Por outro lado, não se compreende como é que o BE decidiu conformar, com o PS, parte do executivo que governa a Câmara Municipal de Lisboa, perante um projecto deste género. Mesmo com o pelouro dos transportes, o BE não parece estar determinado em contrariar a pressão do turismo. Os transportes de Lisboa funcionam cada vez mais em função do turismo que propriamente em função do movimento que a população precisa fazer entre a sua casa e o seu trabalho ou local de estudo. O que temos visto é o reforço de transportes em função dos grandes acontecimentos que mobilização massas de turistas na cidade de Lisboa. Ou, se olharmos para as alterações que estão a ser desenvolvidas no Metro de Lisboa verificamos que se dá privilégio à fácil deslocação dentro da cidade, principalmente feita por turistas, e nenhuma importância à extensão da linha do Metro de Lisboa para as periferias da cidade, feita por quem mora e trabalha na cidade.

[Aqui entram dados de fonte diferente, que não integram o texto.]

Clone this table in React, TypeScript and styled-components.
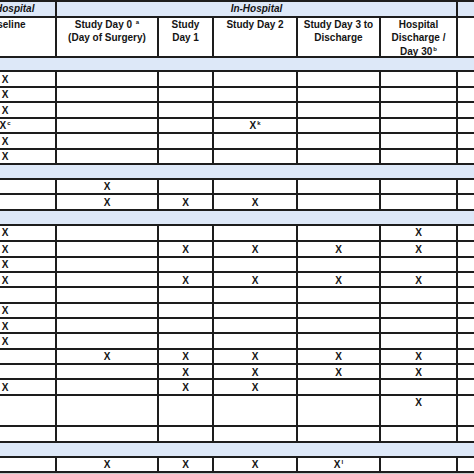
import React from "react";
import styled, { createGlobalStyle } from "styled-components";

const GlobalStyle = createGlobalStyle`
  body {
    margin: 0;
    background: #ffffff;
  }
`;

const Frame = styled.div`
  width: 474px;
  height: 474px;
  overflow: hidden;
  background: #ffffff;
`;

const Table = styled.table`
  border-collapse: collapse;
  table-layout: fixed;
  width: 583px;
  margin-left: -47px;
  font-family: "Liberation Sans", Arial, sans-serif;
  font-weight: bold;
  font-size: 10px;
  color: #141414;
`;

const Row = styled.tr<{ $h: number }>`
  height: ${(p) => p.$h}px;
`;

const Cell = styled.td`
  border: 2px solid #1d1d1d;
  padding: 1.5px 0 0;
  text-align: center;
  vertical-align: top;
  line-height: 11.5px;
`;

const BandCell = styled(Cell)`
  background: #dde8f8;
  font-style: italic;
  vertical-align: middle;
  padding: 0;
  line-height: 12px;
`;

const HeadCell = styled(Cell)`
  padding: 0;
`;

const HeadText = styled.div`
  height: 36px;
  line-height: 13.5px;
`;

const SectionCell = styled.td`
  background: #dde8f8;
  border: 2px solid #1d1d1d;
  border-left: none;
  border-right: none;
  padding: 0;
`;

const GreyCell = styled.td`
  background: #c9c9c9;
  padding: 0;
`;

const Sup = styled.sup`
  font-size: 6px;
  line-height: 0;
  vertical-align: 4px;
  margin-left: 1px;
`;

const widths = [102, 102, 55, 84, 83, 77, 80];

type Mark = "" | "X" | [string, string];

const X: Mark = "X";
const _: Mark = "";

type Line = { h: number; marks?: Mark[]; section?: boolean };

const body: Line[] = [
  { h: 14.5, section: true },
  { h: 15.7, marks: [X, _, _, _, _, _, _] },
  { h: 15.6, marks: [X, _, _, _, _, _, _] },
  { h: 15.4, marks: [X, _, _, _, _, _, _] },
  { h: 15.6, marks: [["X", "c"], _, _, ["X", "k"], _, _, _] },
  { h: 15.7, marks: [X, _, _, _, _, _, _] },
  { h: 15, marks: [X, _, _, _, _, _, _] },
  { h: 15, section: true },
  { h: 15.5, marks: [_, X, _, _, _, _, _] },
  { h: 15.5, marks: [_, X, X, X, _, _, _] },
  { h: 15, section: true },
  { h: 16.5, marks: [X, _, _, _, _, X, _] },
  { h: 15.5, marks: [X, _, X, X, X, X, _] },
  { h: 15.3, marks: [X, _, _, _, _, _, _] },
  { h: 15.2, marks: [X, _, X, X, X, X, _] },
  { h: 15.5, marks: [_, _, _, _, _, _, _] },
  { h: 15.3, marks: [X, _, _, _, _, _, _] },
  { h: 15.2, marks: [X, _, _, _, _, _, _] },
  { h: 15.5, marks: [X, _, _, _, _, _, _] },
  { h: 15.3, marks: [_, X, X, X, X, X, _] },
  { h: 15.2, marks: [_, _, X, X, X, X, _] },
  { h: 15.5, marks: [X, _, X, X, _, _, _] },
  { h: 30.7, marks: [_, _, _, _, _, X, _] },
  { h: 16.1, marks: [_, _, _, _, _, _, _] },
  { h: 15.2, section: true },
  { h: 15.5, marks: [_, X, X, X, ["X", "l"], _, _] },
];

const renderMark = (m: Mark) => {
  if (m === "") return null;
  if (typeof m === "string") return m;
  return (
    <>
      {m[0]}
      <Sup>{m[1]}</Sup>
    </>
  );
};

export default function App() {
  return (
    <Frame>
      <GlobalStyle />
      <Table>
        <colgroup>
          {widths.map((w, i) => (
            <col key={i} style={{ width: w }} />
          ))}
        </colgroup>
        <tbody>
          <Row $h={15.5}>
            <BandCell>Pre-Hospital</BandCell>
            <BandCell colSpan={5}>In-Hospital</BandCell>
            <BandCell />
          </Row>
          <Row $h={40}>
            <HeadCell>
              <HeadText>Baseline</HeadText>
            </HeadCell>
            <HeadCell>
              <HeadText>
                Study Day 0 <Sup>a</Sup>
                <br />
                (Day of Surgery)
              </HeadText>
            </HeadCell>
            <HeadCell>
              <HeadText>
                Study
                <br />
                Day 1
              </HeadText>
            </HeadCell>
            <HeadCell>
              <HeadText>Study Day 2</HeadText>
            </HeadCell>
            <HeadCell>
              <HeadText>
                Study Day 3 to
                <br />
                Discharge
              </HeadText>
            </HeadCell>
            <HeadCell>
              <HeadText>
                Hospital
                <br />
                Discharge /
                <br />
                Day 30<Sup>b</Sup>
              </HeadText>
            </HeadCell>
            <HeadCell>
              <HeadText />
            </HeadCell>
          </Row>
          {body.map((line, i) =>
            line.section ? (
              <Row key={i} $h={line.h}>
                <SectionCell colSpan={7} />
              </Row>
            ) : (
              <Row key={i} $h={line.h}>
                {line.marks!.map((m, j) => (
                  <Cell key={j}>{renderMark(m)}</Cell>
                ))}
              </Row>
            )
          )}
          <Row $h={12}>
            <GreyCell colSpan={7} />
          </Row>
        </tbody>
      </Table>
    </Frame>
  );
}
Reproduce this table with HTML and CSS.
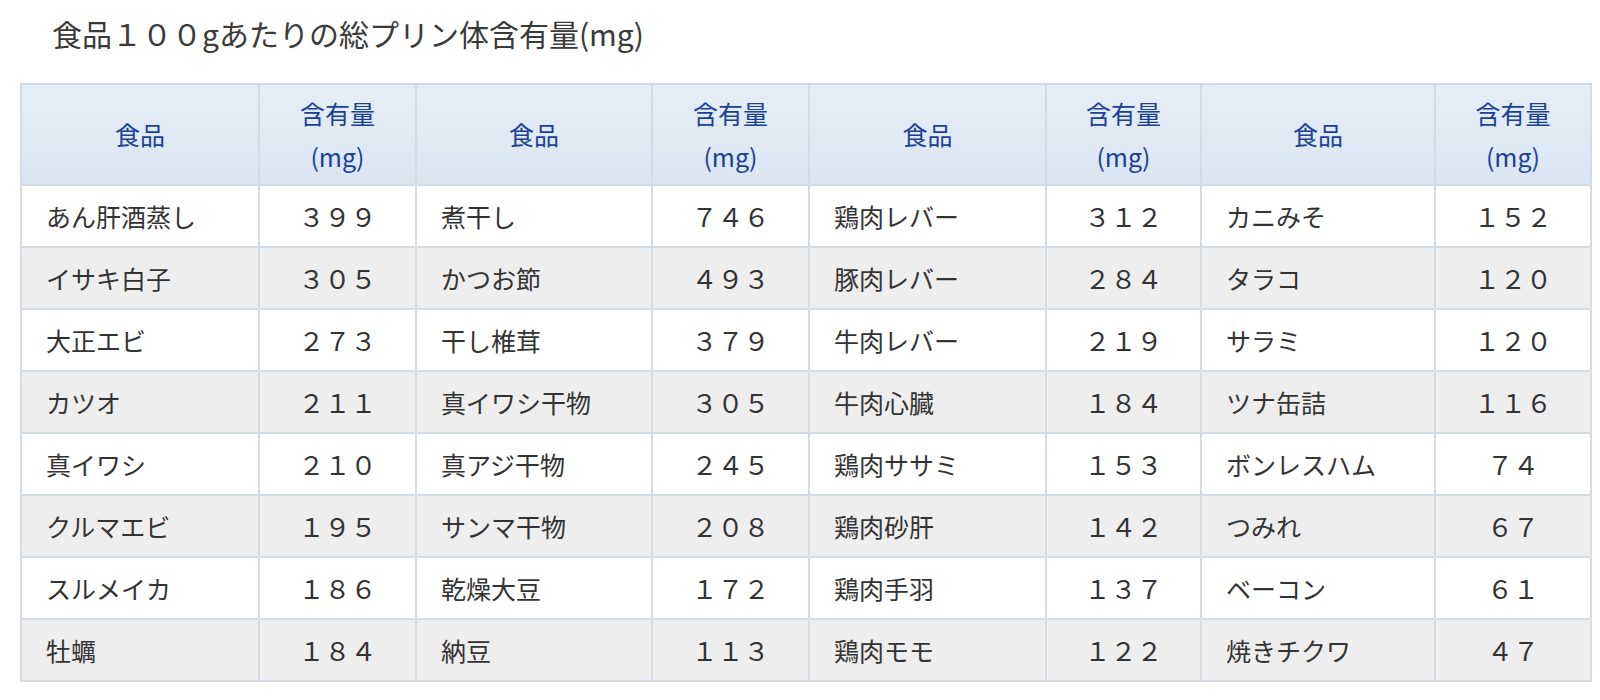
FILE: index.html
```html
<!DOCTYPE html>
<html lang="ja">
<head>
<meta charset="utf-8">
<link rel="stylesheet" href="styles.css">
</head>
<body>
<div class="title">食品１００gあたりの総プリン体含有量(mg)</div>
<table class="purine">
<colgroup>
<col class="c-food1"><col class="c-amt1"><col class="c-food2"><col class="c-amt2"><col class="c-food3"><col class="c-amt3"><col class="c-food4"><col class="c-amt4">
</colgroup>
<thead>
<tr>
<th>食品</th><th>含有量<br>(mg)</th><th>食品</th><th>含有量<br>(mg)</th><th>食品</th><th>含有量<br>(mg)</th><th>食品</th><th>含有量<br>(mg)</th>
</tr>
</thead>
<tbody>
<tr><td class="food">あん肝酒蒸し</td><td class="amt">３９９</td><td class="food">煮干し</td><td class="amt">７４６</td><td class="food">鶏肉レバー</td><td class="amt">３１２</td><td class="food">カニみそ</td><td class="amt">１５２</td></tr>
<tr><td class="food">イサキ白子</td><td class="amt">３０５</td><td class="food">かつお節</td><td class="amt">４９３</td><td class="food">豚肉レバー</td><td class="amt">２８４</td><td class="food">タラコ</td><td class="amt">１２０</td></tr>
<tr><td class="food">大正エビ</td><td class="amt">２７３</td><td class="food">干し椎茸</td><td class="amt">３７９</td><td class="food">牛肉レバー</td><td class="amt">２１９</td><td class="food">サラミ</td><td class="amt">１２０</td></tr>
<tr><td class="food">カツオ</td><td class="amt">２１１</td><td class="food">真イワシ干物</td><td class="amt">３０５</td><td class="food">牛肉心臓</td><td class="amt">１８４</td><td class="food">ツナ缶詰</td><td class="amt">１１６</td></tr>
<tr><td class="food">真イワシ</td><td class="amt">２１０</td><td class="food">真アジ干物</td><td class="amt">２４５</td><td class="food">鶏肉ササミ</td><td class="amt">１５３</td><td class="food">ボンレスハム</td><td class="amt">７４</td></tr>
<tr><td class="food">クルマエビ</td><td class="amt">１９５</td><td class="food">サンマ干物</td><td class="amt">２０８</td><td class="food">鶏肉砂肝</td><td class="amt">１４２</td><td class="food">つみれ</td><td class="amt">６７</td></tr>
<tr><td class="food">スルメイカ</td><td class="amt">１８６</td><td class="food">乾燥大豆</td><td class="amt">１７２</td><td class="food">鶏肉手羽</td><td class="amt">１３７</td><td class="food">ベーコン</td><td class="amt">６１</td></tr>
<tr><td class="food">牡蠣</td><td class="amt">１８４</td><td class="food">納豆</td><td class="amt">１１３</td><td class="food">鶏肉モモ</td><td class="amt">１２２</td><td class="food">焼きチクワ</td><td class="amt">４７</td></tr>
</tbody>
</table>
</body>
</html>
```

FILE: styles.css
```css
html, body {
  margin: 0;
  padding: 0;
  background: #ffffff;
}

body {
  font-family: "Noto Sans CJK JP", "Noto Sans", sans-serif;
  color: #333333;
}

.title {
  padding: 13px 0 0 52px;
  font-size: 30px;
  line-height: 40px;
  height: 40px;
  color: #3a3a3a;
}

.purine {
  margin: 30px 0 0 20px;
  width: 1570px;
  border-collapse: collapse;
  table-layout: fixed;
  font-size: 25px;
}

.c-food1 { width: 238px; }
.c-amt1 { width: 157px; }
.c-food2 { width: 236px; }
.c-amt2 { width: 157px; }
.c-food3 { width: 237px; }
.c-amt3 { width: 155px; }
.c-food4 { width: 234px; }
.c-amt4 { width: 156px; }

.purine th,
.purine td {
  border: 2px solid #d3dce5;
}

.purine th {
  height: 99px;
  padding: 0;
  font-size: 25px;
  font-weight: normal;
  line-height: 43px;
  color: #1d3f96;
  background: linear-gradient(#e5eef7, #d9e6f2);
  text-align: center;
  vertical-align: middle;
}

.purine td {
  height: 60px;
  padding: 0;
  line-height: 60px;
  vertical-align: middle;
  color: #333333;
}

.purine tbody tr:nth-child(even) td {
  background: #eeeeee;
}

.purine td.food {
  padding-left: 24px;
  text-align: left;
}

.purine td.amt {
  font-size: 26px;
  text-align: center;
}
```
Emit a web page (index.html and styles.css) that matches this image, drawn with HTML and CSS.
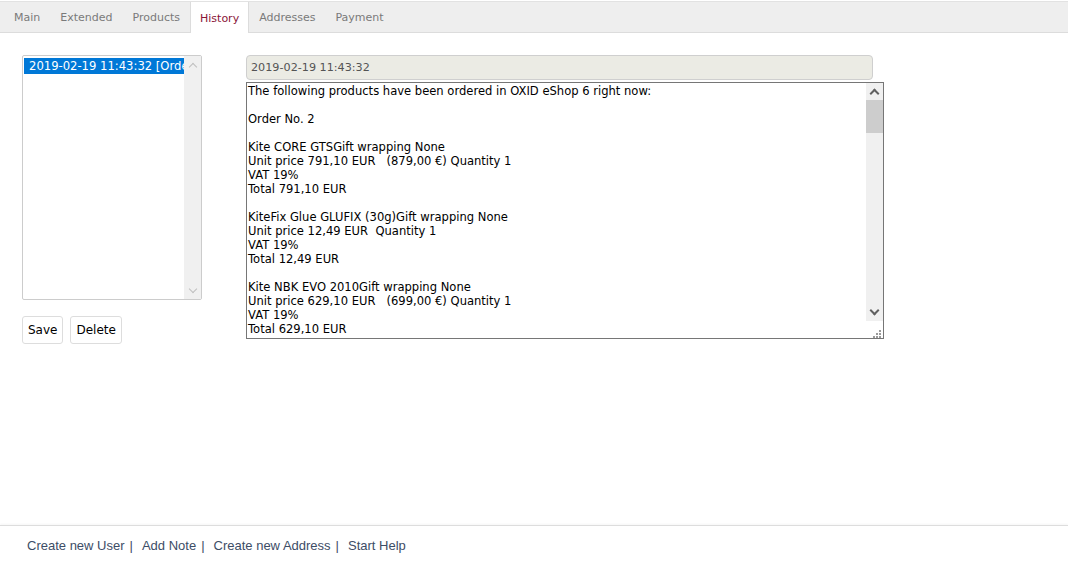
FILE: index.html
```html
<!DOCTYPE html>
<html>
<head>
<meta charset="utf-8">
<link rel="stylesheet" href="styles.css">
</head>
<body>
<div class="page">
  <div class="tabs">
    <span class="tab">Main</span>
    <span class="tab">Extended</span>
    <span class="tab">Products</span>
    <span class="tab active">History</span>
    <span class="tab">Addresses</span>
    <span class="tab">Payment</span>
  </div>
  <div class="main">
    <div class="left">
      <div class="listbox">
        <div class="options">
          <div class="option selected">2019-02-19 11:43:32 [Order No. 2]</div>
        </div>
        <div class="vscroll disabled">
          <span class="arrow up"></span>
          <span class="track"></span>
          <span class="arrow down"></span>
        </div>
      </div>
      <div class="buttons">
        <button class="btn">Save</button>
        <button class="btn">Delete</button>
      </div>
    </div>
    <div class="right">
      <div class="subject">2019-02-19 11:43:32</div>
      <div class="textarea">
        <div class="text">The following products have been ordered in OXID eShop 6 right now:

Order No. 2

Kite CORE GTSGift wrapping None
Unit price 791,10 EUR   (879,00 €) Quantity 1
VAT 19%
Total 791,10 EUR

KiteFix Glue GLUFIX (30g)Gift wrapping None
Unit price 12,49 EUR  Quantity 1
VAT 19%
Total 12,49 EUR

Kite NBK EVO 2010Gift wrapping None
Unit price 629,10 EUR   (699,00 €) Quantity 1
VAT 19%
Total 629,10 EUR
</div>
        <div class="vscroll">
          <span class="arrow up"></span>
          <span class="thumb"></span>
          <span class="track"></span>
          <span class="arrow down"></span>
          <span class="grip">
            <svg width="17" height="17" viewBox="0 0 17 17">
              <g fill="#9a9a9a">
                <rect x="13" y="9" width="2" height="2"/>
                <rect x="10" y="12" width="2" height="2"/>
                <rect x="13" y="12" width="2" height="2"/>
                <rect x="7" y="15" width="2" height="2"/>
                <rect x="10" y="15" width="2" height="2"/>
                <rect x="13" y="15" width="2" height="2"/>
              </g>
            </svg>
          </span>
        </div>
      </div>
    </div>
  </div>
  <div class="footer">
    <a class="link">Create new User</a><span class="sep">|</span>
    <a class="link">Add Note</a><span class="sep">|</span>
    <a class="link">Create new Address</a><span class="sep">|</span>
    <a class="link">Start Help</a>
  </div>
</div>
</body>
</html>
```

FILE: styles.css
```css
html, body {
  margin: 0;
  padding: 0;
  background: #fff;
}
.page {
  height: 564px;
  display: flex;
  flex-direction: column;
  font-family: "DejaVu Sans", Verdana, sans-serif;
}
.tabs {
  display: flex;
  align-items: stretch;
  margin-top: 1px;
  height: 30px;
  padding-left: 4px;
  background: #eeeeee;
  border-top: 1px solid #e2e2e2;
  border-bottom: 1px solid #dcdcdc;
  font-size: 11px;
}
.tab {
  display: flex;
  align-items: center;
  padding: 1px 10px 0;
  color: #7a7a7a;
}
.tab.active {
  background: #fff;
  color: #8a1538;
  border-left: 1px solid #dcdcdc;
  border-right: 1px solid #dcdcdc;
  padding: 1px 9px 0;
  margin-bottom: -1px;
}
.main {
  flex: 1;
  display: flex;
  gap: 44px;
  padding: 22px 0 0 22px;
}
.left {
  width: 180px;
  display: flex;
  flex-direction: column;
  gap: 16px;
}
.listbox {
  height: 243px;
  border: 1px solid #cccccc;
  border-radius: 2px;
  display: flex;
  overflow: hidden;
}
.options {
  flex: 1;
  padding: 2px 0 0 1px;
  overflow: hidden;
  font-size: 11.6px;
}
.option {
  white-space: nowrap;
  height: 16px;
  line-height: 16px;
  padding-left: 5px;
  overflow: hidden;
}
.option.selected {
  background: #0078d7;
  color: #fff;
}
.vscroll {
  width: 17px;
  background: #f0f0f0;
  display: flex;
  flex-direction: column;
  position: relative;
}
.arrow {
  height: 17px;
  display: flex;
  align-items: center;
  justify-content: center;
}
.arrow::before {
  content: "";
  width: 5px;
  height: 5px;
  border-left: 2px solid #606060;
  border-top: 2px solid #606060;
  transform: translateY(2px) rotate(45deg);
}
.arrow.down::before {
  transform: translateY(-2px) rotate(225deg);
}
.vscroll.disabled .arrow::before {
  border-color: #bfbfbf;
  border-width: 1px;
}
.track {
  flex: 1;
}
.thumb {
  height: 33px;
  background: #cdcdcd;
}
.buttons {
  display: flex;
  gap: 7px;
}
.btn {
  height: 28px;
  padding: 0 5px;
  border: 1px solid #dddddd;
  border-radius: 3px;
  background: #fff;
  font-family: "DejaVu Sans", Verdana, sans-serif;
  font-size: 12px;
  color: #000;
}
.right {
  width: 638px;
  display: flex;
  flex-direction: column;
  gap: 2px;
}
.subject {
  width: 621px;
  height: 23px;
  line-height: 23px;
  padding-left: 4px;
  background: #ebebe4;
  border: 1px solid #cfcfcf;
  border-radius: 4px;
  color: #545454;
  font-size: 11.2px;
}
.textarea {
  height: 255px;
  border: 1px solid #767676;
  display: flex;
  overflow: hidden;
}
.text {
  flex: 1;
  padding: 1px 0 0 1px;
  white-space: pre;
  font-size: 11.55px;
  line-height: 14px;
  color: #000;
  overflow: hidden;
}
.grip {
  height: 17px;
  background: #fff;
  display: block;
}
.grip svg {
  display: block;
}
.footer {
  height: 38px;
  border-top: 1px solid #dddddd;
  box-shadow: 0 -1px 2px rgba(0,0,0,0.04);
  display: flex;
  align-items: center;
  padding-left: 27px;
  font-family: "Liberation Sans", Arial, sans-serif;
  font-size: 13px;
  color: #3d4d66;
}
.link {
  color: #3d4d66;
}
.sep {
  margin: 0 9px 0 5px;
}
```
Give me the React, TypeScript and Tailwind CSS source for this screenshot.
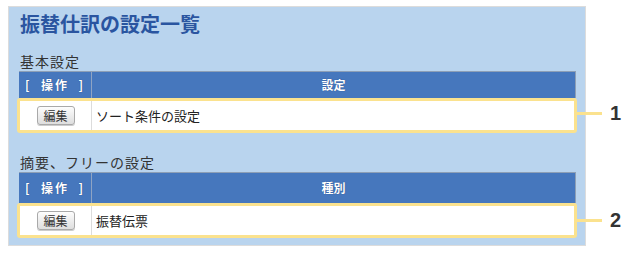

Os vistos Gold, introduzidos pelo Governo PSD/CDS, contribuíram igualmente bastante para o aumento da especulação imobiliária, pois convidam à entrada de especuladores no país. Ou seja, o facto de os vitos Gold permitirem a entrega de vistos de residência europeus em troca de compras imobiliárias, acima de 500 mil euros, foi um chamariz para os especuladores imobiliários.
Não sendo os únicos factores, estes são três dos principais que explicam o aumento do custo da habitação em Portugal. A direita, aliada à Troika, operou uma mudança no país tornando-nos mais dependentes e um país virado para o turismo. Contudo, o PS não tem as “mãos limpas”, pois foi cúmplice, na cidade de Lisboa, com a facilitação da especulação imobiliária e dos grandes interesses do turismo. Além disto, o Governo PS, apoiado pelo PCP e BE, não reverteu a lei das rendas da direita nem acabou com os Vistos Gold!
É importante que BE e PCP se apoiem nas reivindicações e mobilização de quem habita e trabalha nas grandes cidades para reverter estas leis! Queremos ter o direito a habitar as nossas cidades! Queremos os nossos direitos de volta!